- Education: Wits University (BSc) Oxford University (MSc, DPhil)
- Known for: Engineering, business and investing
- Board member of: Raspberry Pi Foundation

= John Lazar (engineer) =

British investor and engineer (born 1959)

Sir John Wilfred Lazar (born March 1959) is a British investor, engineer and businessman who is the current president of the Royal Academy of Engineering. He spent much of his career at Metaswitch, where he served as chairman and CEO, after starting at the company as a software engineer.

Lazar currently serves as the chairman for the Raspberry Pi Foundation and co-founder & General Partner at Enza Capital.

==Education and career==
Lazar graduated in Computer science from the University of the Witwatersrand with a BSc in 1982 and a BSc Hons degree in 1983. He then went to Balliol College, Oxford as a Rhodes Scholar where he obtained an MSc in Computation and a DPhil in History.
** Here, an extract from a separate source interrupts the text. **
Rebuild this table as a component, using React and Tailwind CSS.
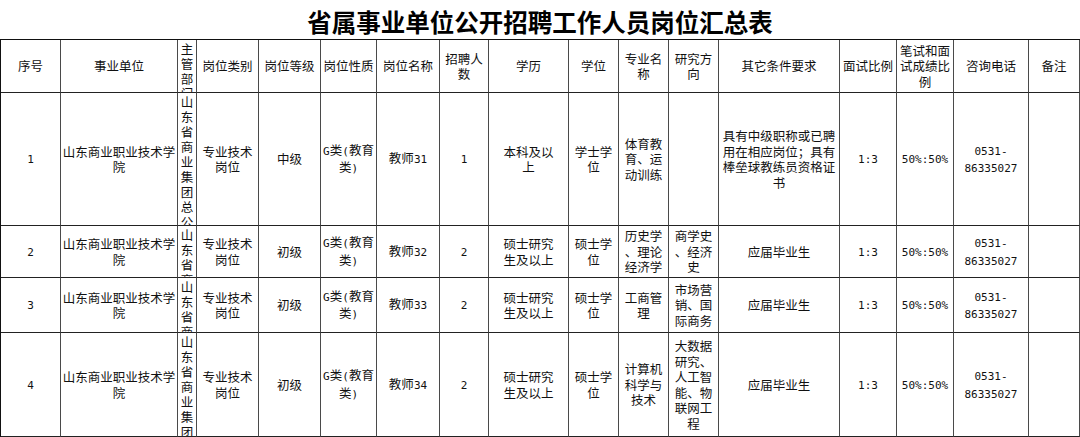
import React, { Fragment } from "react";

const isAscii = (p) => /^[\x00-\x7F]+$/.test(p);

function Txt({ s }) {
  return s.split("\n").map((line, i) => (
    <Fragment key={i}>
      {i > 0 && <br />}
      {line
        .split(/([\x00-\x7F]+)/)
        .filter((p) => p.length > 0)
        .map((p, j) =>
          isAscii(p) ? (
            <span key={j} className="font-['DejaVu_Sans_Mono',monospace] text-[11px]">
              {p}
            </span>
          ) : (
            <Fragment key={j}>{p}</Fragment>
          )
        )}
    </Fragment>
  ));
}

function Cell({ s }) {
  return (
    <div className="flex items-center justify-center overflow-hidden border-r border-b border-r-[#4a4a4a] border-b-[#222] px-[1px] text-center leading-[15.5px]">
      <div>
        <Txt s={s} />
      </div>
    </div>
  );
}

function VCell({ s }) {
  return (
    <div className="flex flex-col items-center justify-start overflow-hidden border-r border-b border-r-[#4a4a4a] border-b-[#222] pt-[1px] leading-[15px]">
      {s.split("").map((c, i) => (
        <div key={i}>{c}</div>
      ))}
    </div>
  );
}

const header = [
  "序号",
  "事业单位",
  null,
  "岗位类别",
  "岗位等级",
  "岗位性质",
  "岗位名称",
  "招聘人\n数",
  "学历",
  "学位",
  "专业名\n称",
  "研究方\n向",
  "其它条件要求",
  "面试比例",
  "笔试和面\n试成绩比\n例",
  "咨询电话",
  "备注",
];

const unit = "山东商业职业技术学\n院";
const dept = "山东省商业集团总公司";

const rows = [
  [
    "1",
    unit,
    null,
    "专业技术\n岗位",
    "中级",
    "G类(教育\n类)",
    "教师31",
    "1",
    "本科及以\n上",
    "学士学\n位",
    "体育教\n育、运\n动训练",
    "",
    "具有中级职称或已聘\n用在相应岗位；具有\n棒垒球教练员资格证\n书",
    "1:3",
    "50%:50%",
    "0531-\n86335027",
    "",
  ],
  [
    "2",
    unit,
    null,
    "专业技术\n岗位",
    "初级",
    "G类(教育\n类)",
    "教师32",
    "2",
    "硕士研究\n生及以上",
    "硕士学\n位",
    "历史学\n、理论\n经济学",
    "商学史\n、经济\n史",
    "应届毕业生",
    "1:3",
    "50%:50%",
    "0531-\n86335027",
    "",
  ],
  [
    "3",
    unit,
    null,
    "专业技术\n岗位",
    "初级",
    "G类(教育\n类)",
    "教师33",
    "2",
    "硕士研究\n生及以上",
    "硕士学\n位",
    "工商管\n理",
    "市场营\n销、国\n际商务",
    "应届毕业生",
    "1:3",
    "50%:50%",
    "0531-\n86335027",
    "",
  ],
  [
    "4",
    unit,
    null,
    "专业技术\n岗位",
    "初级",
    "G类(教育\n类)",
    "教师34",
    "2",
    "硕士研究\n生及以上",
    "硕士学\n位",
    "计算机\n科学与\n技术",
    "大数据\n研究、\n人工智\n能、物\n联网工\n程",
    "应届毕业生",
    "1:3",
    "50%:50%",
    "0531-\n86335027",
    "",
  ],
];

export default function App() {
  return (
    <div className="h-[437px] w-[1080px] overflow-hidden bg-white font-['Noto_Sans_CJK_SC',sans-serif] text-[#111]">
      <div className="h-[39px] pt-[7px] text-center text-[24.5px] font-bold leading-[30px] text-black">
        省属事业单位公开招聘工作人员岗位汇总表
      </div>
      <div className="grid grid-cols-[60px_117px_19px_62px_62px_56px_63px_49px_80px_50px_50px_50px_121px_57px_57px_75px_51px] grid-rows-[53px_133px_52px_55px_104px] border-t border-l border-t-[#111] border-l-[#111] text-[12.5px]">
        {header.map((h, i) =>
          h === null ? <VCell key={i} s="主管部门" /> : <Cell key={i} s={h} />
        )}
        {rows.map((r, ri) =>
          r.map((c, ci) =>
            c === null ? <VCell key={ri + "-" + ci} s={dept} /> : <Cell key={ri + "-" + ci} s={c} />
          )
        )}
      </div>
    </div>
  );
}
He began his career in 1987 at Metaswitch, rising through the company and becoming its CEO in 2009, and then chairman in 2015. Metaswitch was an innovator in the Voice over IP and softswitches industries. While serving as its CEO, Metaswitch opened a new technology facility at Cambridge University. Metaswitch built a strong relationship with AT&T as a leader of network virtualization, and also launched the Project Calico, an open source project.
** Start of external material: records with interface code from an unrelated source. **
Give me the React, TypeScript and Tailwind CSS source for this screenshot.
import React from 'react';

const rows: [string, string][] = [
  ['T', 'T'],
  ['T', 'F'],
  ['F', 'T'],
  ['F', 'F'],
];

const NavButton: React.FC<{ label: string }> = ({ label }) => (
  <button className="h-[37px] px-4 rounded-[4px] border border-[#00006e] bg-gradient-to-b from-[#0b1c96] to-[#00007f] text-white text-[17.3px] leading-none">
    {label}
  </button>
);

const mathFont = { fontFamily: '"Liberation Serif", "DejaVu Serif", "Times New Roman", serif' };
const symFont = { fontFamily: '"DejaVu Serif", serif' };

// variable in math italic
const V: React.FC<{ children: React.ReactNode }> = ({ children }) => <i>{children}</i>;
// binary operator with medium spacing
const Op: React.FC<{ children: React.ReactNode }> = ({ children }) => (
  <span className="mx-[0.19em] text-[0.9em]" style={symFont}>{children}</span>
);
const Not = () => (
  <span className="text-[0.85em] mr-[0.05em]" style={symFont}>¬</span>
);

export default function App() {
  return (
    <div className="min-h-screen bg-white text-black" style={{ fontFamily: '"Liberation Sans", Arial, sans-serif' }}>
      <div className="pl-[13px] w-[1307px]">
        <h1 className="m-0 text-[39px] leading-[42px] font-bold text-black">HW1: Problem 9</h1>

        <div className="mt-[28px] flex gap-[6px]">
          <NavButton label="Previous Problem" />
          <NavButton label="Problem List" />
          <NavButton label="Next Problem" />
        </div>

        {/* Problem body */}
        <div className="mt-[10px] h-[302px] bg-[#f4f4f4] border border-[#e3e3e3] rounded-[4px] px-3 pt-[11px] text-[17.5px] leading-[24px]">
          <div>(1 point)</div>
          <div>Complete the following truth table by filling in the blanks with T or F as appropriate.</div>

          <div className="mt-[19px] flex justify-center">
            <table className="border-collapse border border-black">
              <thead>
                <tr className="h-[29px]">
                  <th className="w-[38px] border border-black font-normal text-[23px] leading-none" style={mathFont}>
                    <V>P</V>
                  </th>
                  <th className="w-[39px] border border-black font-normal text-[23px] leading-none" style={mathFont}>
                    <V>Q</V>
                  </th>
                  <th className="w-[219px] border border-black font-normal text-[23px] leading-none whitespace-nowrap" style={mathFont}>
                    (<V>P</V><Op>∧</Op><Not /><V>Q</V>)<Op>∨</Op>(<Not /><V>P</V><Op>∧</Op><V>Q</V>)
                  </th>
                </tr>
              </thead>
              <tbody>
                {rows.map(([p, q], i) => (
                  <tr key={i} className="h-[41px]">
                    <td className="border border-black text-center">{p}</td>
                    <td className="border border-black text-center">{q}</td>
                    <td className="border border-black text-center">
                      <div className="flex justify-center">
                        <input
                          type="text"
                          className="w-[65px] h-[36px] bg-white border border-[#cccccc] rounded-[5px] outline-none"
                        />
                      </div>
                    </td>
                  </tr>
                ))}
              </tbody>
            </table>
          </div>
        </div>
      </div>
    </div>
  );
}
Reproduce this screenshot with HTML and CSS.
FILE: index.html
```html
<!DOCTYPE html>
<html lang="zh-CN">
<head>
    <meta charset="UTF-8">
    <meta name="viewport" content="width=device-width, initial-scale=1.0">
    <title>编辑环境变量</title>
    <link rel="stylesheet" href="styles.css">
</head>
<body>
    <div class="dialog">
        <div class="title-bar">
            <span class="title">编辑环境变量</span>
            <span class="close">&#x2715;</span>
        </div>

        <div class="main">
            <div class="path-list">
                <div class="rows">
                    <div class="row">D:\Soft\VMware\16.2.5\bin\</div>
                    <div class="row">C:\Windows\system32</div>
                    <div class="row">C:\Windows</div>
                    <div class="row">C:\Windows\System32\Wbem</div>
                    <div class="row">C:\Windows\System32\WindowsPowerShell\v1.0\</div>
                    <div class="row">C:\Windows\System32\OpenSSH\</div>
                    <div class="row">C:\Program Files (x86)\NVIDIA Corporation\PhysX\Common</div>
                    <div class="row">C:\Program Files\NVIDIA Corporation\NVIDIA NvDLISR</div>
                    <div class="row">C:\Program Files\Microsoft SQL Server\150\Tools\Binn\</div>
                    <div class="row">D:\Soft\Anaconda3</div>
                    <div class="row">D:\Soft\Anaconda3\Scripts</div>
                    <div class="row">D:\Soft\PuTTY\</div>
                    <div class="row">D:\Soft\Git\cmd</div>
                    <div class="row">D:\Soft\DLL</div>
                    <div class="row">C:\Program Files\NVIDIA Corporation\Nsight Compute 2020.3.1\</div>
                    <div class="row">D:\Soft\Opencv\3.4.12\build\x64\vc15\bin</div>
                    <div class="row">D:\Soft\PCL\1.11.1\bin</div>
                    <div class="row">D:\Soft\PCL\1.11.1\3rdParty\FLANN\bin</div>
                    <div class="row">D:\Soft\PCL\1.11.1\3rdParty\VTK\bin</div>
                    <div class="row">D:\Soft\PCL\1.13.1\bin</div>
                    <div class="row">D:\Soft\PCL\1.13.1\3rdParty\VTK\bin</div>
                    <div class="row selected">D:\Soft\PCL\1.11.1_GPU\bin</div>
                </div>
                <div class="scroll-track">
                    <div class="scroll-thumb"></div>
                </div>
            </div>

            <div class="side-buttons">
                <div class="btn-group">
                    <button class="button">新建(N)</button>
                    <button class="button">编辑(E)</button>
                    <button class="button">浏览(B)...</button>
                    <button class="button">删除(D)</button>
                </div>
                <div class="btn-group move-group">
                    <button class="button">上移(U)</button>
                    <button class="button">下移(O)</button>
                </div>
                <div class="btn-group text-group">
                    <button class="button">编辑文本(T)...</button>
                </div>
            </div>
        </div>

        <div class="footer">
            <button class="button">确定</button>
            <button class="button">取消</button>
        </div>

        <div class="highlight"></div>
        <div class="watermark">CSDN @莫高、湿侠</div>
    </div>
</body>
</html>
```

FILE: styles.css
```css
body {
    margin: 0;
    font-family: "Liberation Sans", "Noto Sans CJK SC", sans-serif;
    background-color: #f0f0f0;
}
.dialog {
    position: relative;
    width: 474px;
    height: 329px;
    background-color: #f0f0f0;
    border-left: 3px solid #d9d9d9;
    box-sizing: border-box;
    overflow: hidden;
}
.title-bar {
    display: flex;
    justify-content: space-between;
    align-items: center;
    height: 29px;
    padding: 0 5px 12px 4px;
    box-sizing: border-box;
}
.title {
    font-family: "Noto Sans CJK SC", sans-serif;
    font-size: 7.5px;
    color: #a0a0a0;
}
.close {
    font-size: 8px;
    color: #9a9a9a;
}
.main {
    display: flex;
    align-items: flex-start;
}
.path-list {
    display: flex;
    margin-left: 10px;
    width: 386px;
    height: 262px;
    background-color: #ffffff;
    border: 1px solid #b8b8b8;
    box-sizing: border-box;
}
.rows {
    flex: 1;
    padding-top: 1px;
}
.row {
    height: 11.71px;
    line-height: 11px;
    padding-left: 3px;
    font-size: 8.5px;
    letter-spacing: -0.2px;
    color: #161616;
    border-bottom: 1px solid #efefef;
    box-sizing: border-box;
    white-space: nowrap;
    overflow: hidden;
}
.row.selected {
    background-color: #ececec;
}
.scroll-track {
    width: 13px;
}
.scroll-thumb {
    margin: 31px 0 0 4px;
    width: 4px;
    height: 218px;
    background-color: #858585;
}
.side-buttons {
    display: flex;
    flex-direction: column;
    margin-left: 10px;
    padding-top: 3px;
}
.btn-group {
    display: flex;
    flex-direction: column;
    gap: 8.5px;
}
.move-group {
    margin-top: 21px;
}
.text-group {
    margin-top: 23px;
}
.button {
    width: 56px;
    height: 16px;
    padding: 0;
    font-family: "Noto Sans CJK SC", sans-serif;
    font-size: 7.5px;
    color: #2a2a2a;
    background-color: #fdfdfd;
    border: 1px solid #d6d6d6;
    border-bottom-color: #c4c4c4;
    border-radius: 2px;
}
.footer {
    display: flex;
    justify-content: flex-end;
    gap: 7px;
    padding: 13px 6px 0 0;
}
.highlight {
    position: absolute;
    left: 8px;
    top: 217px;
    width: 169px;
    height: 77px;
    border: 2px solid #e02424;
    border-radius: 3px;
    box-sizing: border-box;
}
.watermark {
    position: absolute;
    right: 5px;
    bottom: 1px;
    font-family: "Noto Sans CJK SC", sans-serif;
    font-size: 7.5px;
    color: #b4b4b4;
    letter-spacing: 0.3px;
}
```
Since leaving his roles at Metaswitch, Lazar has focused heavily on investing in both UK technology companies and also African-based startups through Enza Capital. He also works closely with a number of institutions to support competitions for African startups and engineering innovations. Lazar has also spoken at various summits about the future of engineering. In 2020 he became the chair of the board for the Raspberry Pi Foundation.

==Recognition==
In 2016, Lazar was appointed a Commander of the Order of the British Empire (CBE) by Queen Elizabeth II in the 2016 Birthday Honours for services to the engineering industry. He was knighted by King Charles III in the 2025 New Year Honours for services to engineering and technology.

In 2010, Lazar was elected a Fellow of the British Computer Society (FBCS). He was elected a Fellow of the Royal Academy of Engineering (FREng) in 2011 and in February 2024 the Academy announced his nomination as its Presidential candidate for election by Fellows at the September 2024 AGM. His appointment was confirmed and he began his five year term on 17 September 2024.